Locate the string "that" in the listing below. Copy every line where it is found.

::::::::

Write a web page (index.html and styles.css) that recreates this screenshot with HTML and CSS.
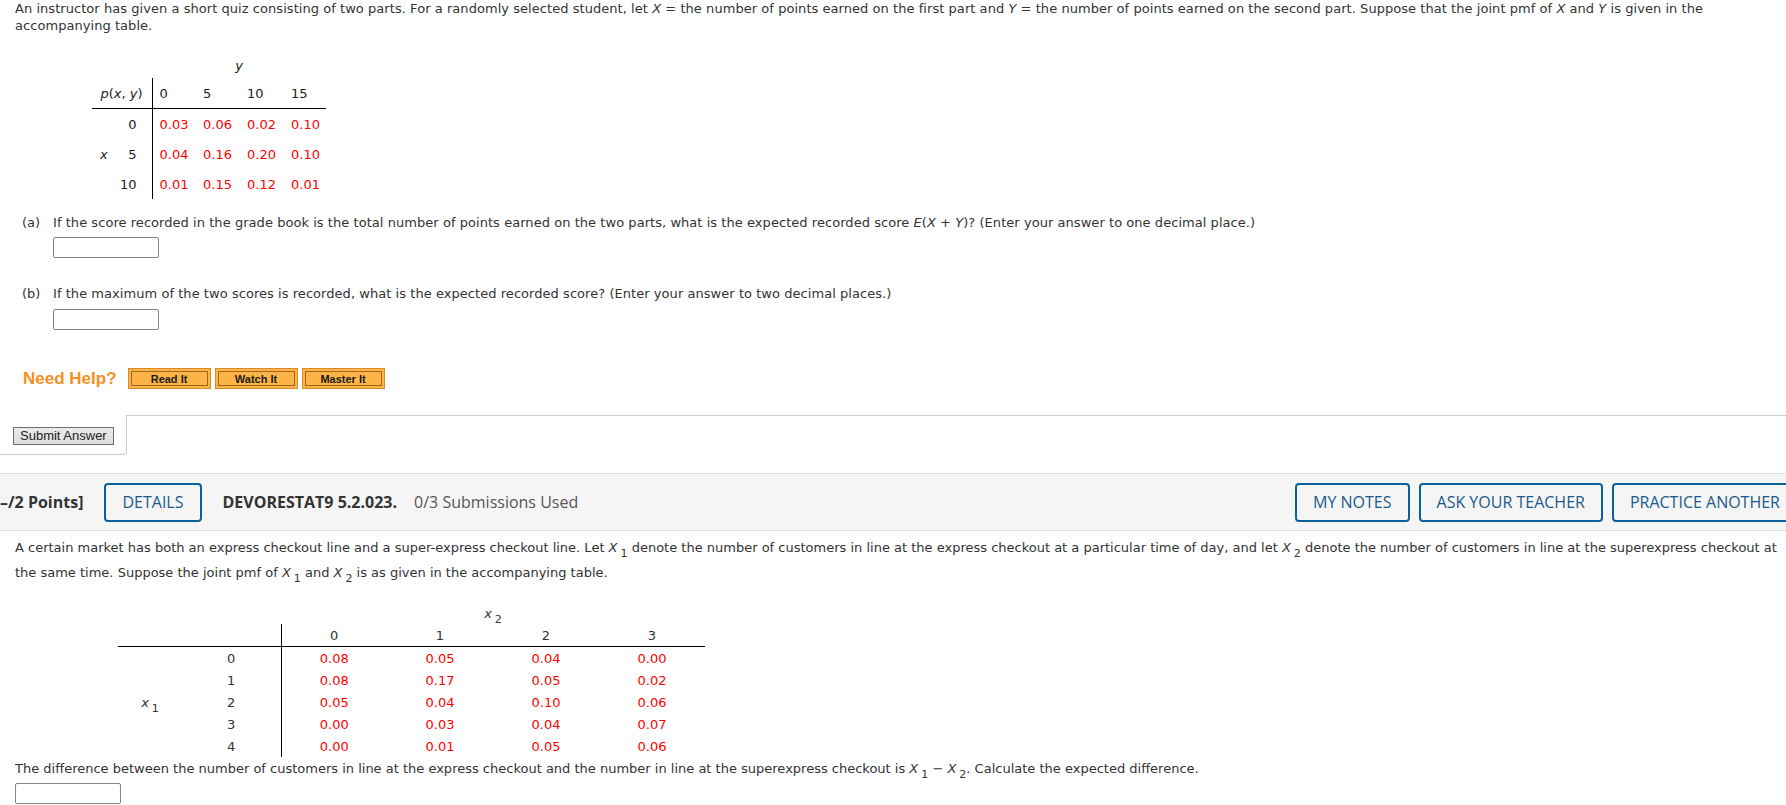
FILE: index.html
```html
<!DOCTYPE html>
<html>
<head>
<meta charset="utf-8">
<title>Quiz</title>
<link rel="stylesheet" href="styles.css">
</head>
<body>
<div class="q1">
  <p class="intro">An instructor has given a short quiz consisting of two parts. For a randomly selected student, let <i>X</i> = the number of points earned on the first part and <i>Y</i> = the number of points earned on the second part. Suppose that the joint pmf of <i>X</i> and <i>Y</i> is given in the<br>accompanying table.</p>

  <table class="t1">
    <colgroup><col class="ca"><col class="cb"><col class="cd"><col class="cd"><col class="cd"><col class="ce"></colgroup>
    <tr class="axis"><td></td><td></td><td colspan="4"><i>y</i></td></tr>
    <tr class="head"><td colspan="2" class="pxy"><i>p</i>(<i>x</i>, <i>y</i>)</td><td class="sep">0</td><td>5</td><td>10</td><td>15</td></tr>
    <tr><td></td><td class="rl">0</td><td class="sep v">0.03</td><td class="v">0.06</td><td class="v">0.02</td><td class="v">0.10</td></tr>
    <tr><td class="xl"><i>x</i></td><td class="rl">5</td><td class="sep v">0.04</td><td class="v">0.16</td><td class="v">0.20</td><td class="v">0.10</td></tr>
    <tr><td></td><td class="rl">10</td><td class="sep v">0.01</td><td class="v">0.15</td><td class="v">0.12</td><td class="v">0.01</td></tr>
  </table>

  <div class="part part-a">
    <span class="plabel">(a)</span>
    <div class="pbody">
      <div class="ptext">If the score recorded in the grade book is the total number of points earned on the two parts, what is the expected recorded score <i>E</i>(<i>X</i> + <i>Y</i>)? (Enter your answer to one decimal place.)</div>
      <input type="text" class="ans">
    </div>
  </div>

  <div class="part part-b">
    <span class="plabel">(b)</span>
    <div class="pbody">
      <div class="ptext">If the maximum of the two scores is recorded, what is the expected recorded score? (Enter your answer to two decimal places.)</div>
      <input type="text" class="ans">
    </div>
  </div>

  <div class="help">
    <span class="need">Need Help?</span>
    <button class="hbtn">Read It</button>
    <button class="hbtn">Watch It</button>
    <button class="hbtn">Master It</button>
  </div>
</div>

<div class="submit-row">
  <div class="submit-cell"><button class="submit">Submit Answer</button></div>
  <div class="submit-rest"></div>
</div>

<div class="bar">
  <span class="pts">–/2 Points]</span>
  <button class="bbtn details">DETAILS</button>
  <span class="code">DEVORESTAT9 5.2.023.</span>
  <span class="subs">0/3 Submissions Used</span>
  <div class="actions">
    <button class="bbtn">MY NOTES</button>
    <button class="bbtn">ASK YOUR TEACHER</button>
    <button class="bbtn">PRACTICE ANOTHER</button>
  </div>
</div>

<div class="q2">
  <p class="intro2">A certain market has both an express checkout line and a super-express checkout line. Let <i>X</i><span class="sub">1</span> denote the number of customers in line at the express checkout at a particular time of day, and let <i>X</i><span class="sub">2</span> denote the number of customers in line at the superexpress checkout at<br>the same time. Suppose the joint pmf of <i>X</i><span class="sub">1</span> and <i>X</i><span class="sub">2</span> is as given in the accompanying table.</p>

  <table class="t2">
    <colgroup><col class="c1"><col class="c2"><col class="cv"><col class="cv"><col class="cv"><col class="cv"></colgroup>
    <tr class="axis"><td></td><td></td><td colspan="4"><i>x</i><span class="sub">2</span></td></tr>
    <tr class="head"><td></td><td></td><td class="sep">0</td><td>1</td><td>2</td><td>3</td></tr>
    <tr><td></td><td>0</td><td class="sep v">0.08</td><td class="v">0.05</td><td class="v">0.04</td><td class="v">0.00</td></tr>
    <tr><td></td><td>1</td><td class="sep v">0.08</td><td class="v">0.17</td><td class="v">0.05</td><td class="v">0.02</td></tr>
    <tr><td><i>x</i><span class="sub">1</span></td><td>2</td><td class="sep v">0.05</td><td class="v">0.04</td><td class="v">0.10</td><td class="v">0.06</td></tr>
    <tr><td></td><td>3</td><td class="sep v">0.00</td><td class="v">0.03</td><td class="v">0.04</td><td class="v">0.07</td></tr>
    <tr><td></td><td>4</td><td class="sep v">0.00</td><td class="v">0.01</td><td class="v">0.05</td><td class="v">0.06</td></tr>
  </table>

  <p class="diff">The difference between the number of customers in line at the express checkout and the number in line at the superexpress checkout is <i>X</i><span class="sub">1</span> − <i>X</i><span class="sub">2</span>. Calculate the expected difference.</p>
  <input type="text" class="ans ans-c">
</div>
</body>
</html>
```

FILE: styles.css
```css
html, body {
  margin: 0;
  padding: 0;
  background: #fff;
  overflow: hidden;
}

body {
  font-family: "DejaVu Sans", Verdana, sans-serif;
  font-size: 13px;
  color: #333;
}

i { font-style: italic; }

.sub {
  font-size: 11px;
  vertical-align: -5px;
  line-height: 0;
  margin-left: 3px;
}

/* ---------- Question 1 ---------- */
.q1 {
  padding-left: 15px;
}

.intro {
  margin: 0;
  line-height: 17px;
  white-space: nowrap;
  letter-spacing: 0.05px;
}

.t1 {
  border-collapse: collapse;
  table-layout: fixed;
  margin: 18px 0 0 77px;
  color: #222;
}
.t1 col.ca { width: 28px; }
.t1 col.cb { width: 32px; }
.t1 col.cd { width: 44px; }
.t1 col.ce { width: 42px; }

.t1 td {
  padding: 0 0 0 7px;
  height: 30px;
  text-align: left;
  white-space: nowrap;
}
.t1 .axis td {
  height: 26px;
  padding: 0;
  text-align: center;
}
.t1 .head td {
  border-bottom: 1px solid #000;
}
.t1 .pxy {
  text-align: right;
  padding: 0 9px 0 0;
}
.t1 .rl {
  text-align: right;
  padding: 0 15px 0 0;
}
.t1 .xl {
  padding-left: 8px;
}
.sep {
  border-left: 1px solid #000;
}
.v {
  color: #f00;
}

.part {
  display: flex;
  margin-left: 7px;
}
.part-a { margin-top: 15px; }
.part-b { margin-top: 27px; }

.plabel {
  width: 31px;
  line-height: 17px;
  flex: none;
}
.ptext {
  line-height: 17px;
  white-space: nowrap;
  letter-spacing: 0.05px;
}

.ans {
  display: block;
  width: 106px;
  height: 21px;
  box-sizing: border-box;
  margin: 6px 0 0 0;
  padding: 0 3px;
  border: 1px solid #858585;
  border-radius: 2px;
  background: #fff;
}
.part-b .ans { margin-top: 7px; }

.help {
  display: flex;
  align-items: center;
  gap: 4px;
  margin: 38px 0 0 8px;
  height: 21px;
}
.need {
  font-family: "Liberation Sans", Arial, sans-serif;
  font-weight: bold;
  font-size: 17px;
  color: #f5901e;
  margin-right: 7px;
}
.hbtn {
  width: 83px;
  height: 21px;
  box-sizing: border-box;
  padding: 0;
  border: 1px solid #dd8a2e;
  background: #fbb445;
  box-shadow: inset 0 0 0 2px #fbb445, inset 0 0 0 3px #a0651f;
  font-family: "Liberation Sans", Arial, sans-serif;
  font-weight: bold;
  font-size: 11px;
  color: #1a1a1a;
}

/* ---------- Submit ---------- */
.submit-row {
  display: flex;
  height: 40px;
  margin-top: 26px;
}
.submit-cell {
  width: 127px;
  box-sizing: border-box;
  border-right: 1px solid #ccc;
  border-bottom: 1px solid #ccc;
  border-bottom-right-radius: 4px;
  padding: 12px 0 0 13px;
}
.submit-rest {
  flex: 1;
  border-top: 1px solid #ccc;
}
.submit {
  height: 18px;
  padding: 0 6px;
  border: 1px solid #6e6e6e;
  background: linear-gradient(#ececec, #dcdcdc);
  font-family: "Liberation Sans", Arial, sans-serif;
  font-size: 13px;
  line-height: 16px;
  color: #222;
}

/* ---------- Header bar ---------- */
.bar {
  display: flex;
  align-items: center;
  width: 1810px;
  height: 58px;
  box-sizing: border-box;
  margin-top: 18px;
  padding-right: 8px;
  background: #f5f5f5;
  border-top: 1px solid #ddd;
  border-bottom: 1px solid #ddd;
  font-family: "Open Sans", "Noto Sans", sans-serif;
  font-size: 16px;
  color: #333;
  white-space: nowrap;
}
.pts {
  font-weight: bold;
}
.bbtn {
  height: 39px;
  box-sizing: border-box;
  padding: 0 16px;
  border: 2px solid #0b6199;
  border-radius: 4px;
  background: transparent;
  font-family: "Open Sans", "Noto Sans", sans-serif;
  font-size: 16px;
  color: #1b5a8c;
}
.bbtn:last-child {
  padding-right: 20px;
}
.details {
  margin-left: 21px;
}
.code {
  margin-left: 21px;
  font-weight: bold;
}
.subs {
  margin-left: 17px;
  color: #555;
}
.actions {
  display: flex;
  gap: 9px;
  margin-left: auto;
}

/* ---------- Question 2 ---------- */
.intro2 {
  margin: 4px 0 0 15px;
  line-height: 25px;
  white-space: nowrap;
}

.t2 {
  border-collapse: collapse;
  table-layout: fixed;
  margin: 17px 0 0 118px;
}
.t2 col.c1 { width: 64px; }
.t2 col.c2 { width: 99px; }
.t2 col.cv { width: 106px; }
.t2 td {
  height: 22px;
  padding: 0;
  text-align: center;
  white-space: nowrap;
}
.t2 .head td {
  border-bottom: 1px solid #000;
}

.diff {
  margin: 0 0 0 15px;
  line-height: 24px;
  white-space: nowrap;
}
.ans-c {
  margin: 2px 0 0 15px;
}
```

::::::::

[SOLUTION FOR THIS PROBLEM]
Write a web page (index.html and styles.css) that recreates this screenshot with HTML and CSS.
  <p class="intro">An instructor has given a short quiz consisting of two parts. For a randomly selected student, let <i>X</i> = the number of points earned on the first part and <i>Y</i> = the number of points earned on the second part. Suppose that the joint pmf of <i>X</i> and <i>Y</i> is given in the<br>accompanying table.</p>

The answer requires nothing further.